In such a low voltage swing bus, the delay between the signal to be transmitted to and the signal output from a sense amplifying flip flop (hereinafter, a sense amplifying flip flop) relates to the time necessary for the signal line LSH to reach the minimum voltage difference Vs that can be sensed by the sense amplifying flip flop, i.e., corresponds to Treal of FIG. 2. However, during timing analysis of the low voltage swing bus, when using the STA tool, the delay between the signal transmitted to and the signal output from the sense amplifying flip flop is equal to the delay between signals that experience 50% of the full supply voltage VDD swing, according to a general delay model for the sense amplifying flip flop. As a result, incorrect delays are reported to the user.
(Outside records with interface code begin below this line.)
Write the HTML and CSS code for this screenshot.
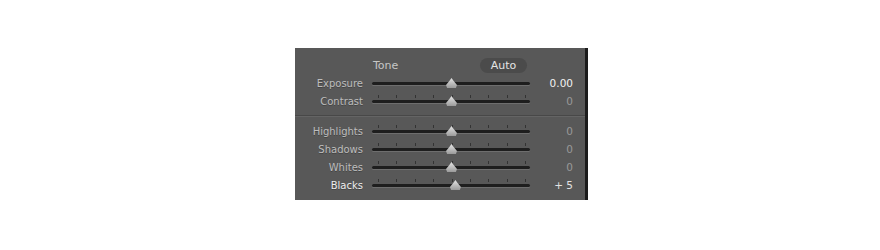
FILE: index.html
```html
<!DOCTYPE html>
<html>
<head>
<meta charset="utf-8">
<link rel="stylesheet" href="styles.css">
</head>
<body>
<div class="stage">
  <section class="panel">
    <div class="header">
      <span class="spacer"></span>
      <div class="header-mid">
        <span class="title">Tone</span>
        <span class="auto">Auto</span>
      </div>
    </div>
    <div class="group">
      <div class="row">
        <span class="label">Exposure</span>
        <div class="slider">
          <div class="track"></div>
          <div class="thumb" style="left:50%"></div>
        </div>
        <span class="value bright">0.00</span>
      </div>
      <div class="row">
        <span class="label">Contrast</span>
        <div class="slider">
          <div class="ticks"><i></i><i></i><i></i><i></i><i></i><i></i><i></i><i></i><i></i></div>
          <div class="track"></div>
          <div class="thumb" style="left:50%"></div>
        </div>
        <span class="value dim">0</span>
      </div>
    </div>
    <div class="divider"></div>
    <div class="group">
      <div class="row">
        <span class="label">Highlights</span>
        <div class="slider">
          <div class="ticks"><i></i><i></i><i></i><i></i><i></i><i></i><i></i><i></i><i></i></div>
          <div class="track"></div>
          <div class="thumb" style="left:50%"></div>
        </div>
        <span class="value dim">0</span>
      </div>
      <div class="row">
        <span class="label">Shadows</span>
        <div class="slider">
          <div class="ticks"><i></i><i></i><i></i><i></i><i></i><i></i><i></i><i></i><i></i></div>
          <div class="track"></div>
          <div class="thumb" style="left:50%"></div>
        </div>
        <span class="value dim">0</span>
      </div>
      <div class="row">
        <span class="label">Whites</span>
        <div class="slider">
          <div class="ticks"><i></i><i></i><i></i><i></i><i></i><i></i><i></i><i></i><i></i></div>
          <div class="track"></div>
          <div class="thumb" style="left:50%"></div>
        </div>
        <span class="value dim">0</span>
      </div>
      <div class="row">
        <span class="label active">Blacks</span>
        <div class="slider">
          <div class="ticks"><i></i><i></i><i></i><i></i><i></i><i></i><i></i><i></i><i></i></div>
          <div class="track"></div>
          <div class="thumb" style="left:52.5%"></div>
        </div>
        <span class="value light">+ 5</span>
      </div>
    </div>
  </section>
</div>
</body>
</html>
```

FILE: styles.css
```css
* { box-sizing: border-box; }
html, body { margin: 0; padding: 0; background: #ffffff; }
.stage {
  padding: 48px 0 0 295px;
}
.panel {
  width: 293px;
  height: 152px;
  background: #585858;
  border-right: 3px solid #1c1c1c;
  padding-top: 8px;
  font-family: "DejaVu Sans", "Liberation Sans", sans-serif;
  font-size: 10px;
  color: #c4c4c4;
}
.header, .row {
  display: grid;
  grid-template-columns: 68px 158px 34px;
  column-gap: 9px;
  align-items: center;
}
.header { height: 18px; }
.header-mid {
  display: flex;
  justify-content: space-between;
  align-items: center;
}
.title {
  font-size: 11px;
  color: #c6c6c6;
  padding-left: 1px;
}
.auto {
  display: inline-block;
  width: 47px;
  height: 15px;
  line-height: 15px;
  text-align: center;
  border-radius: 8px;
  background: #4b4b4b;
  color: #e4e4e4;
  font-size: 11px;
  margin-right: 3px;
}
.row { height: 18px; }
.label {
  text-align: right;
  color: #bdbdbd;
  text-shadow: 0 1px 0 rgba(0,0,0,0.25);
}
.label.active { color: #ececec; }
.value { text-align: right; font-size: 10.5px; }
.value.bright { color: #f2f2f2; }
.value.dim { color: #999999; }
.value.light { color: #e2e2e2; }
.slider {
  position: relative;
  height: 18px;
}
.track {
  position: absolute;
  left: 0;
  right: 0;
  top: 8px;
  height: 3px;
  border-radius: 2px;
  background: #1e1e1e;
  box-shadow: 0 1px 0 #6e6e6e;
}
.ticks {
  position: absolute;
  left: 6px;
  right: 4px;
  top: 3px;
  height: 3px;
  display: flex;
  justify-content: space-between;
}
.ticks i {
  display: block;
  width: 1px;
  height: 3px;
  background: #333333;
}
.thumb {
  position: absolute;
  top: 4px;
  width: 11px;
  height: 10px;
  margin-left: -5px;
  background: linear-gradient(#e6e6e6, #9a9a9a);
  clip-path: polygon(50% 0, 70% 30%, 100% 70%, 90% 100%, 10% 100%, 0 70%, 30% 30%);
}
.divider {
  margin-top: 5px;
  margin-bottom: 5px;
  height: 2px;
  border-top: 1px solid #484848;
  border-bottom: 1px solid #646464;
}
```
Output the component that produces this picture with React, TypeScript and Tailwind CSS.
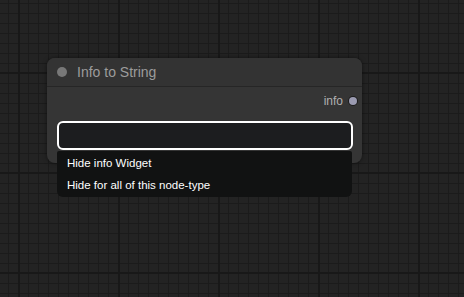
import React from "react";

const gridBg =
  "[background-image:linear-gradient(#181818_2px,transparent_2px),linear-gradient(90deg,#181818_2px,transparent_2px),linear-gradient(#1b1b1b_1px,transparent_1px),linear-gradient(90deg,#1b1b1b_1px,transparent_1px)] [background-size:100px_100px,100px_100px,10px_10px,10px_10px] [background-position:0px_72px,18px_0px,0px_3px,8px_0px]";

const menuItems = ["Hide info Widget", "Hide for all of this node-type"];

export default function App() {
  return (
    <div
      className={`relative w-[464px] h-[297px] overflow-hidden bg-[#232323] ${gridBg} font-['Liberation_Sans',Arial,sans-serif]`}
    >
      {/* Node */}
      <div className="absolute left-[47px] top-[58px] w-[315px] h-[105px] rounded-lg bg-[#353535] shadow-[0_0_4px_rgba(0,0,0,0.5)] flex flex-col">
        <div className="h-[29px] flex items-center gap-[10px] pl-[10px] border-b border-[#262626] rounded-t-lg bg-[#333333]">
          <span className="w-[10px] h-[10px] rounded-full bg-[#787878]" />
          <span className="text-[14px] text-[#9c9c9c] leading-none">Info to String</span>
        </div>
        <div className="flex items-center justify-end h-[26px] pr-[5px] gap-[6px] mt-px">
          <span className="text-[12px] text-[#b0b0b0] leading-none">info</span>
          <span className="w-[8px] h-[8px] rounded-full bg-[#9a9ab0] ring-1 ring-[#1c1c1c]" />
        </div>
        <div className="mt-[7px] mx-[10px] mr-[9px] h-[29px] rounded-[6px] border-2 border-white bg-[#1c1d1f]" />
      </div>

      {/* Context menu */}
      <div className="absolute left-[57px] top-[151px] w-[295px] h-[46px] pt-px rounded-b-[6px] rounded-t-[2px] bg-[#111212] flex flex-col">
        {menuItems.map((item) => (
          <div key={item} className="h-[23px] flex items-center pl-[10px] text-[11.5px] text-white leading-none">
            {item}
          </div>
        ))}
      </div>
    </div>
  );
}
In order to solve such a problem, delays between nodes, which are included in the low voltage swing bus, and the sense amplifying flip flop are obtained as a result of SPICE (Simulation Program with Integrated Circuit Emphasis, hereinafter SPICE), and stored in the database of the STA tool. Hence, the STA tool can refer to the results of SPICE simulation using a command file. However, timing analysis that includes modelling of the low voltage swing bus and sense amplifying flip flop, execution of SPICE simulation, and application of the STA tool is complex, inconvenient, and causes considerable loss of time.